__Objective__. Look through the material and copy each line holding "full".

[Code that builds pages]
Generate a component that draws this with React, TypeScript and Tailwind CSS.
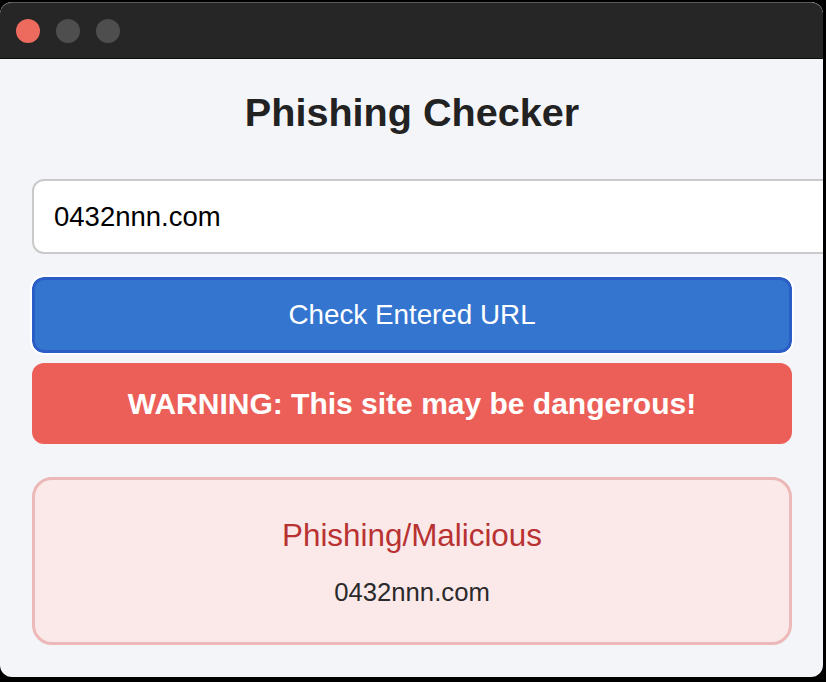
import { useState } from "react";

export default function App() {
  const [url, setUrl] = useState("0432nnn.com");

  return (
    <div className="h-[682px] w-[826px] overflow-hidden bg-black pt-[2px] font-['Liberation_Sans',Arial,sans-serif]">
      <div className="flex h-[675px] w-[823px] flex-col overflow-hidden rounded-[12px] bg-[#f4f5f9]">
        <div className="flex h-[57px] shrink-0 items-center gap-4 rounded-t-[12px] border-t border-b border-t-[#5a5a5a] border-b-[#0e0e0e] bg-[#262626] pl-4">
          <span className="h-6 w-6 rounded-full bg-[#ed6a5e]" />
          <span className="h-6 w-6 rounded-full bg-[#4e4e4e]" />
          <span className="h-6 w-6 rounded-full bg-[#4e4e4e]" />
        </div>

        <main className="flex flex-col pl-[32px] pr-[31px]">
          <h1 className="mt-[30px] text-center text-[39.6px] leading-[46px] font-bold text-[#222]">Phishing Checker</h1>

          <input
            className="mt-[44px] h-[75px] w-[820px] shrink-0 rounded-[12px] border-2 border-[#cacaca] bg-white pl-5 text-[27.5px] text-black outline-none"
            value={url}
            onChange={(event) => setUrl(event.target.value)}
          />

          <button className="mt-[23px] h-[76px] rounded-[12px] border-[3px] border-[#2a5dc6] bg-[#3375cf] text-[27.8px] text-white outline-2 outline-white">
            Check Entered URL
          </button>

          <div className="mt-[10px] flex h-[81px] items-center justify-center rounded-[12px] bg-[#eb5f58] text-[30px] font-bold text-white">
            WARNING: This site may be dangerous!
          </div>

          <section className="mt-[33px] flex h-[168px] flex-col items-center rounded-[20px] border-[3px] border-[#ecb8b8] bg-[#fbe9ea] pt-[38px]">
            <p className="text-[31.4px] leading-[36px] text-[#b83232]">Phishing/Malicious</p>
            <p className="mt-[23px] text-[25.7px] leading-[30px] text-[#2a2a2a]">{url}</p>
          </section>
        </main>
      </div>
    </div>
  );
}
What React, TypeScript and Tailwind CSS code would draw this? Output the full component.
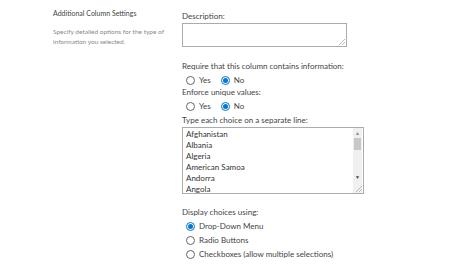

__The result__.
          <span className="h-6 w-6 rounded-full bg-[#ed6a5e]" />
          <span className="h-6 w-6 rounded-full bg-[#4e4e4e]" />
          <span className="h-6 w-6 rounded-full bg-[#4e4e4e]" />
What React, TypeScript and Tailwind CSS code would draw this? Output the full component.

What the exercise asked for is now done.